4. Praising God for the beautiful diversity of the gender spectrum in the context of twenty-first century America suggests that in this church, sexual identity, who we are as male and female, has been cut loose from God’s revelation in nature and in Scripture. Just like they treat the Bible, sexuality is whatever you make it out to be. Wherever you choose to be on the whole spectrum is fine — it’s beautiful.
5. The emptiness of the conversation with the Muslim leader points to the fact that in the view of this church, contemporary Christianity does not have to do mainly with ultimate reality. It just doesn’t. It’s not a metaphysical issue. It’s not an ultimate reality issue. The nature of God, the nature of Christ, the nature of salvation, the path of holiness, the nature of eternal destinies — that is simply not the issue in contemporary mainline Protestantism. Instead, the dynamics that define relationships between social groups is front and center. That’s really the issue, not ultimate reality.

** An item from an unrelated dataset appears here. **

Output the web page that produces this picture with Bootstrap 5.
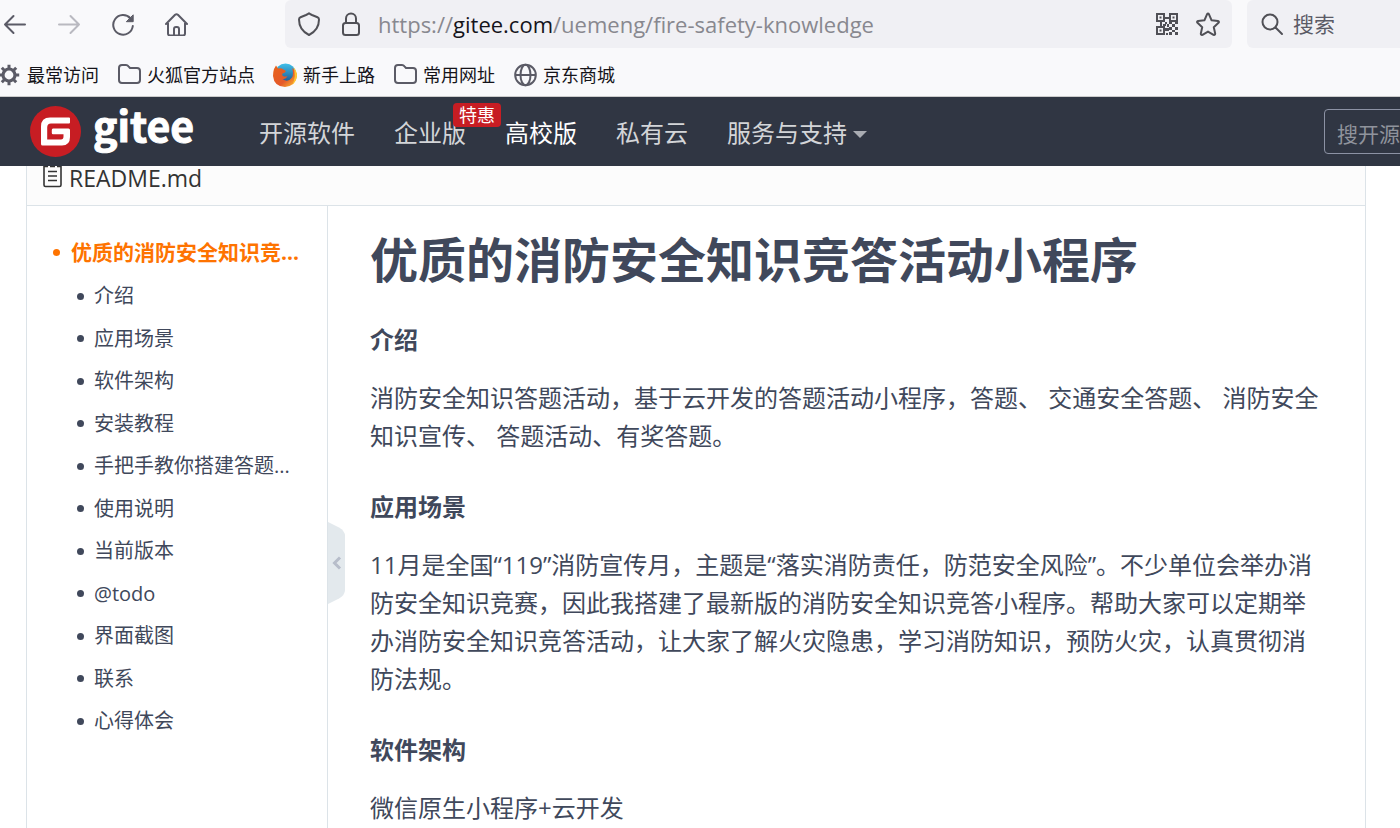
<!DOCTYPE html>
<html lang="zh-CN">
<head>
<meta charset="utf-8">
<meta name="viewport" content="width=device-width, initial-scale=1">
<title>fire-safety-knowledge - Gitee</title>
<link href="https://cdn.jsdelivr.net/npm/bootstrap@5.3.0/dist/css/bootstrap.min.css" rel="stylesheet">
<style>
  :root { --ink: #40485b; --line: #dce3e8; --chrome: #f9f9fb; --field: #f0f0f4; --icon: #5b5b66; }
  body { font-family: "Open Sans", "Noto Sans CJK SC", sans-serif; color: var(--ink); background: #fff; overflow: hidden; min-height: 100vh; }
  svg { display: block; flex: none; }
  button.bare { border: 0; background: none; padding: 0; color: inherit; }
  button.bare:disabled { color: #b9b9c0; }

  /* browser chrome */
  .browser-bar { background: var(--chrome); height: 48px; color: var(--icon); }
  .tool-group { padding-left: 3px; gap: 30px; margin-right: 96px; }
  .address { background: var(--field); border-radius: 6px; padding: 0 12px; gap: 18px; color: #505056; margin-right: 15px; min-width: 0; }
  .address-text { font-size: 22px; line-height: 48px; color: #88888f; white-space: nowrap; outline: 0; }
  .address-text b { font-weight: 400; color: #15141a; }
  .find { background: var(--field); border-radius: 6px 0 0 6px; width: 153px; padding-left: 13px; gap: 9px; color: #505056; }
  .find input, .find input:focus { border: 0; background: none; padding: 0; font-size: 21px; line-height: 48px; box-shadow: none; }
  .find input::placeholder { color: #5b5b66; opacity: 1; }
  .bookmarks { background: var(--chrome); height: 49px; gap: 18px; border-bottom: 1px solid #ccc; padding-top: 6px; color: var(--icon); }
  .bookmarks a { display: flex; align-items: center; gap: 6px; color: #15141a; text-decoration: none; font-size: 18px; line-height: 24px; white-space: nowrap; }
  .bookmarks svg { color: var(--icon); }

  /* site header */
  .site-nav { background: #303643; height: 69px; padding: 0 0 0 30px; flex-wrap: nowrap; justify-content: flex-start; overflow: hidden; }
  .site-brand { gap: 12px; width: 229px; color: #fff; text-decoration: none; }
  .site-word { font: 700 41px/50px "Noto Sans CJK SC", sans-serif; padding-bottom: 16px; -webkit-text-stroke: 1px #fff; }
  .site-menu { gap: 39px; }
  .site-menu .nav-link { padding: 2px 0 0; color: #d3d5d8; font-size: 24px; line-height: 36px; white-space: nowrap; }
  .site-menu .nav-link.active { color: #fff; }
  .site-menu .dropdown-toggle::after { border-top: 7px solid; border-left: 7px solid transparent; border-right: 7px solid transparent; margin-left: 6px; vertical-align: 4px; color: #a9acb2; }
  .promo { position: absolute; left: 59px; top: -10px; background: #c71d23; color: #fff; font-size: 18px; line-height: 24px; padding: 0 6px; border-radius: 4px; }
  .site-search { margin-left: auto; width: 76px; flex: none; }
  .site-search input, .site-search input:focus { width: 300px; height: 45px; border: 1px solid #8c92a4; border-radius: 4px; background: none; padding: 4px 12px 0; font-size: 21px; color: #fff; box-shadow: none; }
  .site-search input::placeholder { color: #8f939c; opacity: 1; }

  /* readme panel */
  .readme { margin: 0 34px 0 26px; border: 1px solid var(--line); border-width: 0 1px; min-height: calc(100vh - 166px); }
  .readme-head { height: 40px; padding: 0 0 0 15px; gap: 5px; background: #fcfcfc; border-bottom: 1px solid var(--line); color: #333; font-size: 23px; line-height: 24px; }
  .toc { width: 301px; flex: none; border-right: 1px solid var(--line); padding: 26px 24px 0 26px; font-size: 20px; line-height: 42px; }
  .toc a { display: flex; align-items: center; gap: 10px; color: var(--ink); text-decoration: none; white-space: nowrap; }
  .toc a::before { content: ""; flex: none; width: 7px; height: 7px; border-radius: 50%; background: currentColor; }
  .toc .current { color: #fe7300; font-weight: 700; font-size: 21px; line-height: 40px; gap: 11px; }
  .toc ul { height: 468px; padding-left: 24px; margin: 3px 0 0; }
  .article { padding: 28px 42px 0; font-size: 24px; line-height: 38px; position: relative; }
  .article h1 { font-size: 48px; line-height: 52px; font-weight: 700; margin: 0 0 37px; }
  .article h2 { font-size: 24px; line-height: 34px; font-weight: 700; margin: 35px 0 22px; }
  .article p { margin: 0; }
  .fold { position: absolute; left: 0; top: 316px; }
</style>
</head>
<body class="d-flex flex-column">

<div class="browser-bar d-flex">
  <div class="tool-group d-flex align-items-center">
    <button class="bare" type="button" aria-label="后退"><svg width="24" height="24" fill="none" stroke="currentColor" stroke-width="2" stroke-linecap="round" stroke-linejoin="round"><path d="M2 12.500H22M10.500 4L2 12.500 10.500 21"/></svg></button>
    <button class="bare" type="button" aria-label="前进" disabled><svg width="24" height="24" fill="none" stroke="currentColor" stroke-width="2" stroke-linecap="round" stroke-linejoin="round"><path d="M2 12.500H22M13.500 4L22 12.500 13.500 21"/></svg></button>
    <button class="bare" type="button" aria-label="刷新"><svg width="24" height="24" fill="none" stroke="currentColor" stroke-width="2" stroke-linecap="round"><path d="M21.800 14A9.800 9.800 0 1 1 19.500 6.500"/><path d="M22.200 3.200v6.500h-6.500z" fill="currentColor" stroke-width="1" stroke-linejoin="round"/></svg></button>
    <button class="bare" type="button" aria-label="主页"><svg width="24" height="24" fill="none" stroke="currentColor" stroke-width="2" stroke-linecap="round" stroke-linejoin="round"><path d="M1 12L10.100 2.800Q11.500 1.600 12.900 2.800L22 12M3 11v10.500q0 2 2 2h13q2 0 2-2V11M9 23v-6q0-2 2-2h1q2 0 2 2v6"/></svg></button>
  </div>
  <div class="address d-flex align-items-center flex-fill">
    <svg width="24" height="24" fill="none" stroke="currentColor" stroke-width="2" stroke-linejoin="round"><path d="M12 1.200Q13 2 15 3l5.500 2.200Q22 5.800 22 7.500C22 15 18 20 12 23 6 20 2 15 2 7.500 2 5.800 3.500 5.200 3.500 5.200L9 3Q11 2 12 1.200z"/></svg>
    <svg width="21" height="24" fill="none" stroke="currentColor" stroke-width="2"><rect x="4" y="11" width="16" height="12" rx="2.500"/><path d="M7 11V6.500a5 5 0 0 1 10 0V11"/></svg>
    <div class="address-text flex-fill" role="textbox" contenteditable="true" spellcheck="false" aria-label="网址">https://<b>gitee.com</b>/uemeng/fire-safety-knowledge</div>
    <button class="bare" type="button" aria-label="二维码"><svg width="22" height="22" fill="currentColor"><path fill-rule="evenodd" d="M0 0h9v9H0zM2 2v5h5V2zM13 0h9v9h-9zM15 2v5h5V2zM0 13h9v9H0zM2 15v5h5v-5z"/><path d="M3.500 3.500h2v2h-2zM16.500 3.500h2v2h-2zM3.500 16.500h2v2h-2zM9 4h4v2H9zM4 9h2v4H4zM9 9h2v2H9zM13 9h3v2h-3zM7 11h3v2H7zM11 11h2v3h-2zM16 11h3v3h-3zM19 9h3v2h-3zM13 14h3v3h-3zM9 15h4v3H9zM16 17h3v2h-3zM19 14h3v3h-3zM13 19h3v3h-3zM19 19h3v3h-3zM10 20h2v2h-2z"/></svg></button>
    <button class="bare" type="button" aria-label="收藏"><svg width="24" height="24" fill="none" stroke="currentColor" stroke-width="2" stroke-linejoin="round"><path d="M11 2.400Q12 .800 13 2.400L15.600 8.300 21.900 9Q23.600 9.500 22.500 10.800L17.800 15.200 19.200 21.600Q19.200 23.400 17.500 22.800L12 19.600 6.500 22.800Q4.800 23.400 4.800 21.600L6.200 15.200 1.500 10.800Q.400 9.500 2.100 9L8.400 8.300z"/></svg></button>
  </div>
  <label class="find d-flex align-items-center">
    <svg width="24" height="24" fill="none" stroke="currentColor" stroke-width="2" stroke-linecap="round"><circle cx="10" cy="10" r="7.500"/><path d="M15.500 15.500L22 22"/></svg>
    <input class="form-control" type="text" placeholder="搜索" aria-label="搜索">
  </label>
</div>

<nav class="bookmarks d-flex align-items-center" aria-label="书签">
  <a href="#"><svg width="21" height="24" viewBox="3 0 21 24" fill="none" stroke="currentColor"><circle cx="12" cy="12" r="6" stroke-width="3.200"/><path stroke-width="3" d="M12 1.800v4M12 18.200v4M1.800 12h4M18.200 12h4M4.800 4.800l3 3M16.200 16.200L19.200 19.200M4.800 19.200l3-3M16.200 7.800L19.200 4.800"/></svg>最常访问</a>
  <a href="#"><svg width="24" height="24" fill="none" stroke="currentColor" stroke-width="2" stroke-linejoin="round"><path d="M2 5q0-3 3-3h4q1.500 0 2.500 1.300L13 5h7q3 0 3 3v9q0 3-3 3H5q-3 0-3-3z"/></svg>火狐官方站点</a>
  <a href="#"><svg width="24" height="24"><defs><linearGradient id="fx" x1="0" y1="0" x2="1" y2="1"><stop offset="0" stop-color="#e8641a"/><stop offset=".6" stop-color="#e4582a"/><stop offset="1" stop-color="#ffcb2e"/></linearGradient><linearGradient id="sky" x2="0" y2="1"><stop offset="0" stop-color="#3fc0ea"/><stop offset="1" stop-color="#1c4a86"/></linearGradient></defs><circle cx="12.500" cy="11" r="10.500" fill="url(#sky)"/><path fill="url(#fx)" d="M1 6L3 2.500 5 5.500Q8 4.500 10.500 6.500L13 8Q12 10 9.500 10.500 8.500 12 10 13 12 14 14.500 13 13 16.500 9.500 16 15 20 19 14.500 21 11 19 5 24 8 24 13 22.500 23 12 24 1 23.500 0 13 0 9 1 6z"/><path fill="#ffc530" d="M20.500 4Q24 8 24 13q-1 6-4.500 8.500Q22.500 15 21.500 10 21.500 7 20.500 4z"/></svg>新手上路</a>
  <a href="#"><svg width="24" height="24" fill="none" stroke="currentColor" stroke-width="2" stroke-linejoin="round"><path d="M2 5q0-3 3-3h4q1.500 0 2.500 1.300L13 5h7q3 0 3 3v9q0 3-3 3H5q-3 0-3-3z"/></svg>常用网址</a>
  <a href="#"><svg width="24" height="24" fill="none" stroke="currentColor" stroke-width="2"><circle cx="12.500" cy="12" r="10.300"/><ellipse cx="12.500" cy="12" rx="5" ry="10.300"/><path d="M2 12h21"/></svg>京东商城</a>
</nav>

<nav class="navbar site-nav" aria-label="Gitee">
  <a class="site-brand d-flex align-items-center" href="#">
    <svg width="51" height="51"><circle cx="25.500" cy="25.500" r="25.500" fill="#c71d23"/><path fill="#fff" d="M39 11.500H20Q11 11.500 11 20.500V38Q11 39.500 12.500 39.500H32Q40 39.500 40 31V24Q40 22.500 38.500 22.500H23Q21.800 22.500 21.800 24V27Q21.800 28.300 23 28.300H33.500V30.500Q33.500 33.500 31 33.500H17.200V21.500Q17.200 17.500 21 17.500H39Q40 17.500 40 16.500V12.500Q40 11.500 39 11.500z"/></svg>
    <span class="site-word">gitee</span>
  </a>
  <ul class="nav site-menu flex-nowrap">
    <li class="nav-item"><a class="nav-link" href="#">开源软件</a></li>
    <li class="nav-item position-relative"><a class="nav-link" href="#">企业版</a><span class="promo text-nowrap">特惠</span></li>
    <li class="nav-item"><a class="nav-link active" href="#">高校版</a></li>
    <li class="nav-item"><a class="nav-link" href="#">私有云</a></li>
    <li class="nav-item dropdown"><a class="nav-link dropdown-toggle" href="#" role="button" data-bs-toggle="dropdown">服务与支持</a></li>
  </ul>
  <form class="site-search"><input class="form-control" type="search" placeholder="搜开源" aria-label="搜开源"></form>
</nav>

<main class="readme d-flex flex-column flex-fill">
  <header class="readme-head d-flex align-items-start">
    <svg width="22" height="22" fill="none" stroke="currentColor" stroke-width="2"><path d="M2 0V19q0 1.500 1.500 1.500h14q1.500 0 1.500-1.500V0M6 5.500h9M6 10h9M6 14.500h9M2 .500h4M15 .500h4M8 .500h5" stroke-width="1.600"/></svg>
    <span>README.md</span>
  </header>
  <div class="d-flex flex-fill">
    <nav class="toc" aria-label="目录">
      <a class="current" href="#top">优质的消防安全知识竞...</a>
      <ul class="list-unstyled d-flex flex-column">
        <li class="flex-fill"><a href="#intro">介绍</a></li>
        <li class="flex-fill"><a href="#scene">应用场景</a></li>
        <li class="flex-fill"><a href="#arch">软件架构</a></li>
        <li class="flex-fill"><a href="#">安装教程</a></li>
        <li class="flex-fill"><a href="#">手把手教你搭建答题...</a></li>
        <li class="flex-fill"><a href="#">使用说明</a></li>
        <li class="flex-fill"><a href="#">当前版本</a></li>
        <li class="flex-fill"><a href="#">@todo</a></li>
        <li class="flex-fill"><a href="#">界面截图</a></li>
        <li class="flex-fill"><a href="#">联系</a></li>
        <li class="flex-fill"><a href="#">心得体会</a></li>
      </ul>
    </nav>
    <article class="article flex-fill">
      <button class="bare fold" type="button" aria-label="收起目录"><svg width="17" height="82"><path fill="#e3e9ed" d="M0 0L11 5.500Q17 9 17 14V68Q17 73 11 76.500L0 82z"/><path d="M12 35.500L6.500 41 12 46.500" fill="none" stroke="#b7bdca" stroke-width="3"/></svg></button>
      <h1 id="top">优质的消防安全知识竞答活动小程序</h1>
      <h2 id="intro">介绍</h2>
      <p>消防安全知识答题活动，基于云开发的答题活动小程序，答题、 交通安全答题、 消防安全知识宣传、 答题活动、有奖答题。</p>
      <h2 id="scene">应用场景</h2>
      <p>11月是全国“119”消防宣传月，主题是“落实消防责任，防范安全风险”。不少单位会举办消防安全知识竞赛，因此我搭建了最新版的消防安全知识竞答小程序。帮助大家可以定期举办消防安全知识竞答活动，让大家了解火灾隐患，学习消防知识，预防火灾，认真贯彻消防法规。</p>
      <h2 id="arch">软件架构</h2>
      <p>微信原生小程序+云开发</p>
    </article>
  </div>
</main>
<script src="https://cdn.jsdelivr.net/npm/bootstrap@5.3.0/dist/js/bootstrap.bundle.min.js"></script>
</body>
</html>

6. Finally, the fact that this church is made up mainly of old people suggests at least at the present that many younger people doubt the validity of traditional religious forms that no longer embody the claim to offer ultimate truth and ultimate reality and ultimate salvation. I think that they are absolutely right to try to maintain the forms. If you walk into that church, and you didn’t know any better, you’d say this looks like a church from forever ago — this is what church is. Big stained-glass windows, and pastors at the front, a big organ, lots of music, singing about Jesus — what could be more churchy than this? Except there’s nothing there of any ultimate reality.
There’s so much more that we could say, but perhaps that will suffice for a glimpse into what has become of the once dominant and now fading mainline Protestant tradition in America.